This Article is From Oct 22, 2014

Vijay's 'Kaththi' Dodges a Bullet. What About Others?

(Siddharth Varadarajan is a Senior Fellow at the Centre for Public Affairs and Critical Theory, Shiv Nadar University)

The violent attack by some fringe political groups in Tamil Nadu against a cinema hall which will  screen the film Kaththi underlines a growing problem with the public sphere in India: we don't know where to draw the line between protest  - which is legitimate and necessary in any society - and the forcible imposition of one's views and beliefs on others who think differently.
Radical Tamil groups do not like the fact that the producer of Kaththi, which stars the popular actor Vijay, allegedly has business links with President Mahinda Rajapakse of Sri Lanka.

The Sri Lankan leader is reviled by a large section of the population in Tamil Nadu, which blames him for the war crimes the Lankan army undoubtedly committed in its fight against the terrorist LTTE, especially as the bloody conflict drew to an end. But instead of calling for a peaceful boycott of the film, these groups decided to take the law into their own hands, knowing full well that the state police would not act against them.

Thanks to their own competitive populism, mainstream Tamil political parties like the ruling AIADMK and DMK have either encouraged or tolerated violent outbursts by small Dravidian groups against Lankan targets and tried to establish themselves as the true champion of Tamil rights in Sri Lanka. Both parties pushed the Government of India to take a tough stand against the Rajapaksa regime at the United Nations Human Rights Commission, and have actively discouraged visible contact between the island nation and Tamil Nadu.

The AIADMK protested when Sri Lankan military officers attended training courses at the Defence Services Staff College in Wellington near Ooty.

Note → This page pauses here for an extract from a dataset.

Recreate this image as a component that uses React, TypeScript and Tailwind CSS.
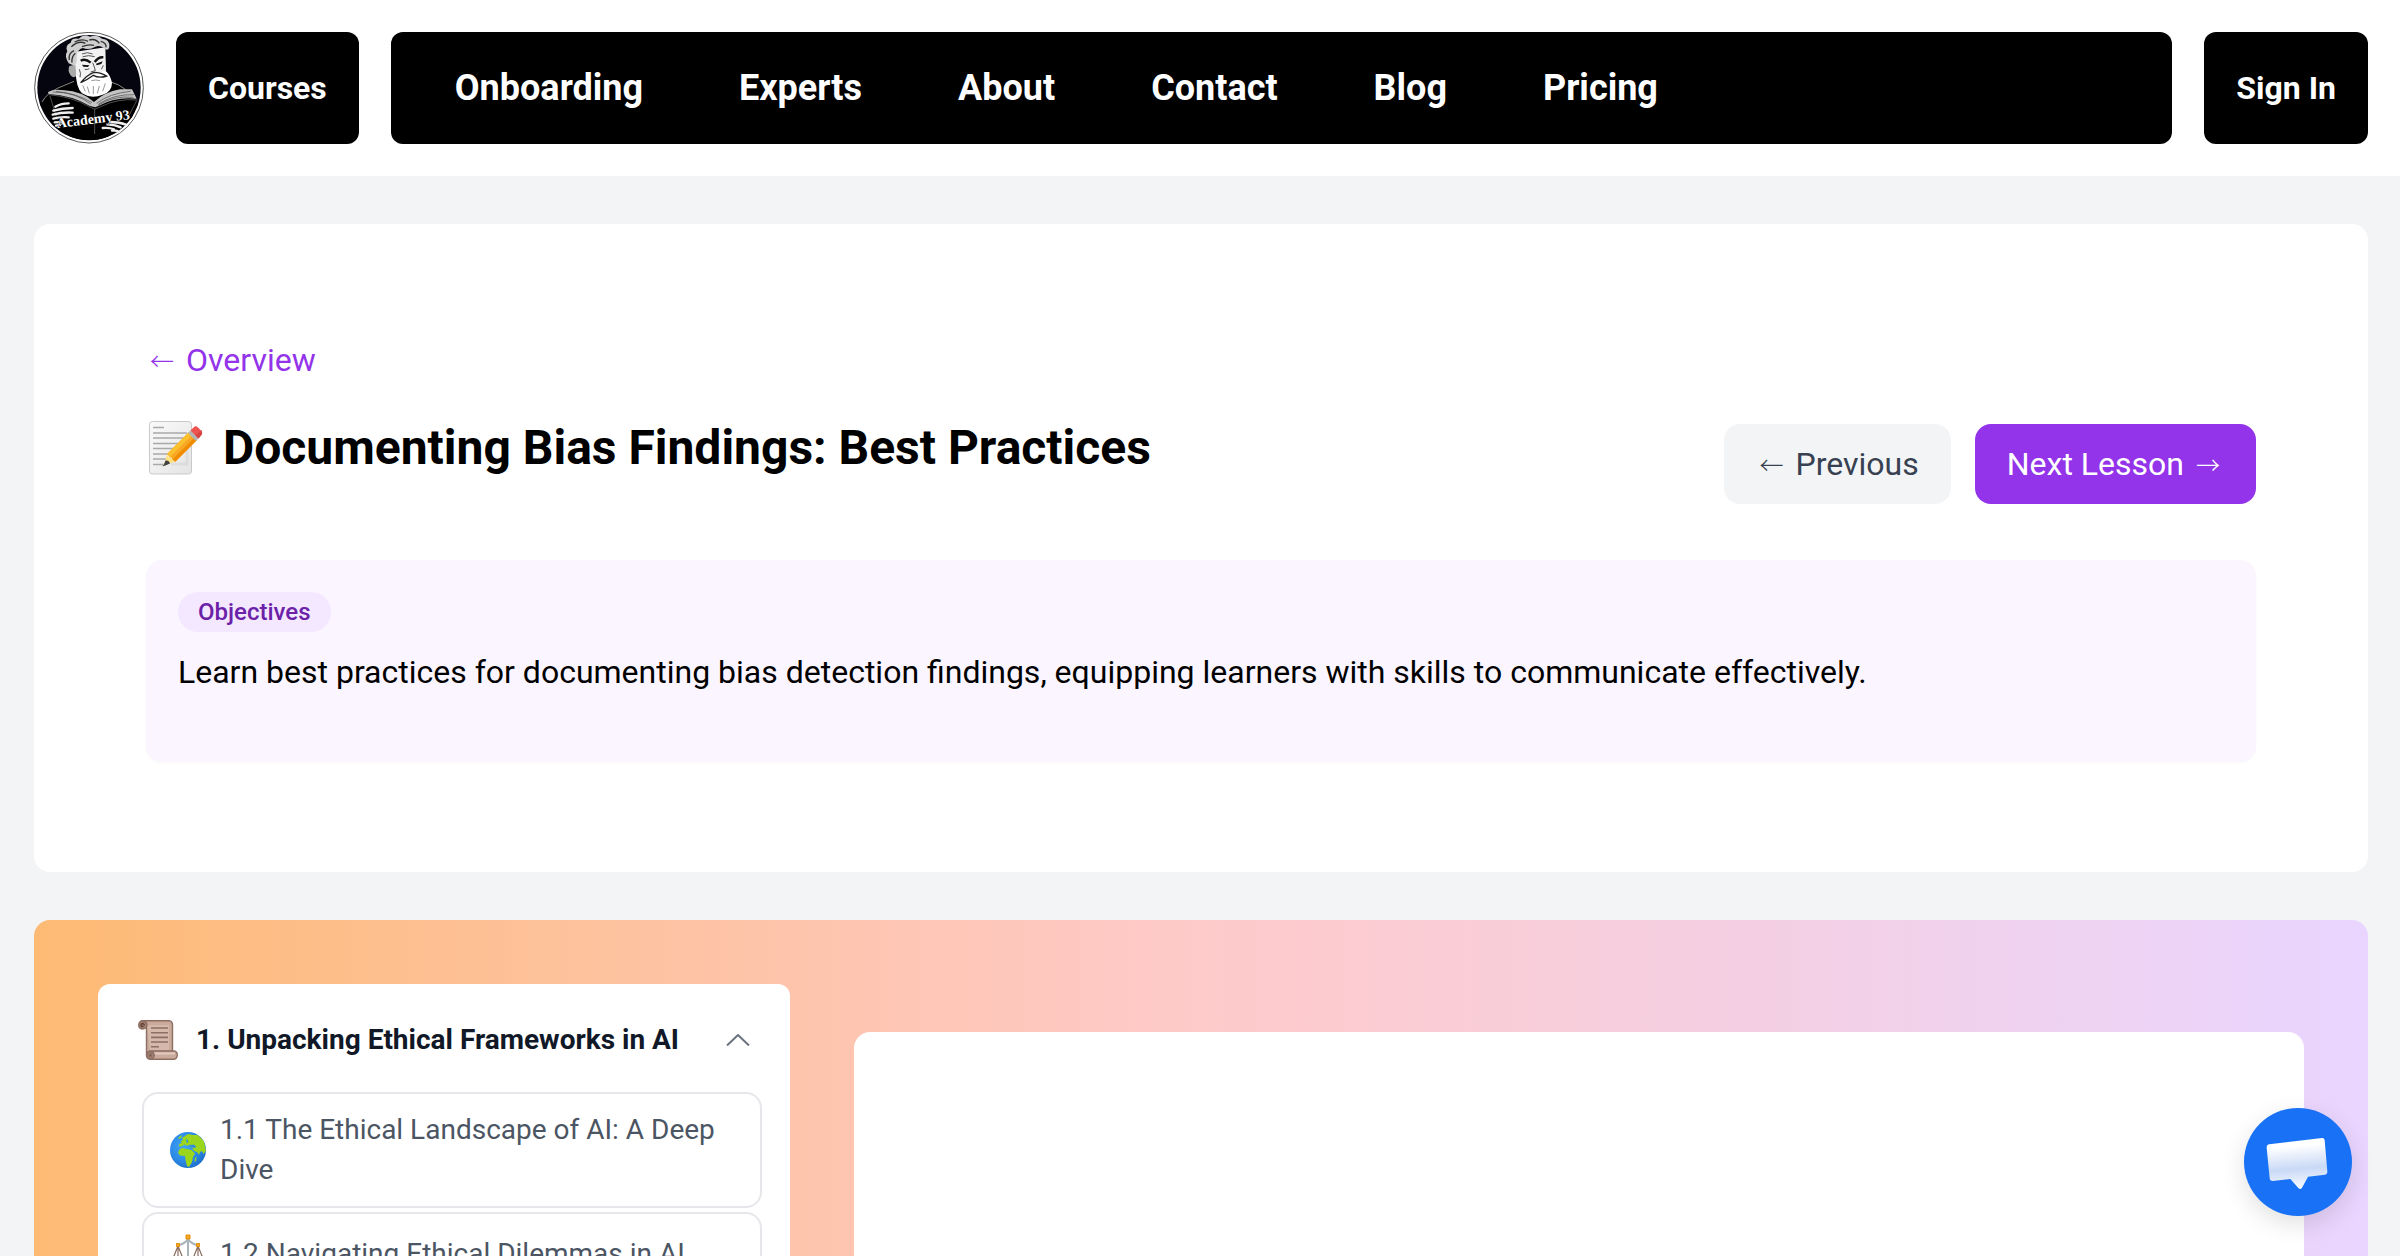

Lankan cricketers have been banned from playing in Chennai and Jayalalithaa, who was Chief Minister at the time, actually forced a Lankan school-level football team to leave the state before it could play any matches.

The legal justification for this strong-arming revolved around the claim that the presence of Sri Lankans in Tamil Nadu would create a law and order problem. Given this kind of political signaling from the top, it is hardly surprising that threatening violence has become the preferred method for fringe leaders and parties seeking to gain influence by banning movies, books, games, exhibitions and other forms of cultural or intellectual expression with which they disagree.

Two years ago, a small group of Muslim organisations used the threat of violence to ensure Kamal Haasan's Vishwaroopam wasn't screened. After failing to get the Tamil Nadu government to uphold his rights as the producer of a film that had been duly certified by the Central Board of Film Certification, Kamal Haasan was forced to compromise with the protestors and cut a number of scenes.

Prior to that, Tamil nationalist groups successfully prevented the screening of Dam 999, a movie that allegedly took Thiruvananthapuram's side in the Mullaperiyar dam controversy between Kerala and Tamil Nadu.

The irony is that this sort of mob censorship succeeds despite the Supreme Court repeatedly saying that once a film has been cleared by the  censor board, it is the duty of the state government to allow its peaceful exhibition by acting against those who threaten violence.

In its landmark 1989 judgment in the case of the film Oru Oru Gramathile, the Supreme Court held that such a film "cannot be suppressed on account of threat of demonstrations and processions or threats of violence." To allow that to happen "would [be] tantamount to negation of the rule of law and a surrender to blackmail and intimidation." The same principle was again upheld by the apex court in 2011 when the Uttar Pradesh government banned Aarakshan citing a threat to law and order.

While district authorities are allowed to suspend the screening of a film if there is a clear and present danger of a breach of the peace, it is now settled law that state governments do not have the authority to impose a pre-emptive ban. That is why bans that state governments can no longer impose are now increasingly accomplished by threats against film distributors, cinema hall owners and others involved in the commercial side of the movie business.

Often, the message is conveyed violently, as has happened in the case of Kaththi. But in Gujarat, films on the 2002 riots like Parzania and Firaaq which portrayed the Narendra Modi administration in poor light were "voluntarily" not screened by movie halls across the state as an act of "solidarity" with the then Chief Minister. Aamir Khan's 2006 film, Fanaa, was also informally banned in Gujarat because the actor had spoken out in favour of the Narmada Bachao Andolan.

In the five months since Narendra Modi has been Prime Minister, the censor board has itself become less tolerant of films that the government does not like. On the Home Ministry's advice, the censor board withdrew the certificate it had earlier given to the Punjabi film Qaum de Heere on the assassination of Indira Gandhi. And last month, it simply banned En Dinon Muzaffarnagar, a documentary film by Meera Choudhary and the late Shubradeep Chakravorty on how the recent communal riots in that UP district were politically engineered.

At a time when Bollywood is striving to innovate, and several new film makers have emerged who wish to show India as it is, chances are that the number of organisations which claim their sentiments have been hurt by a story or an actor or a producer or a film is likely to grow. Unless the courts act firmly in defence of the freedom of expression, there will almost certainly be many more bans.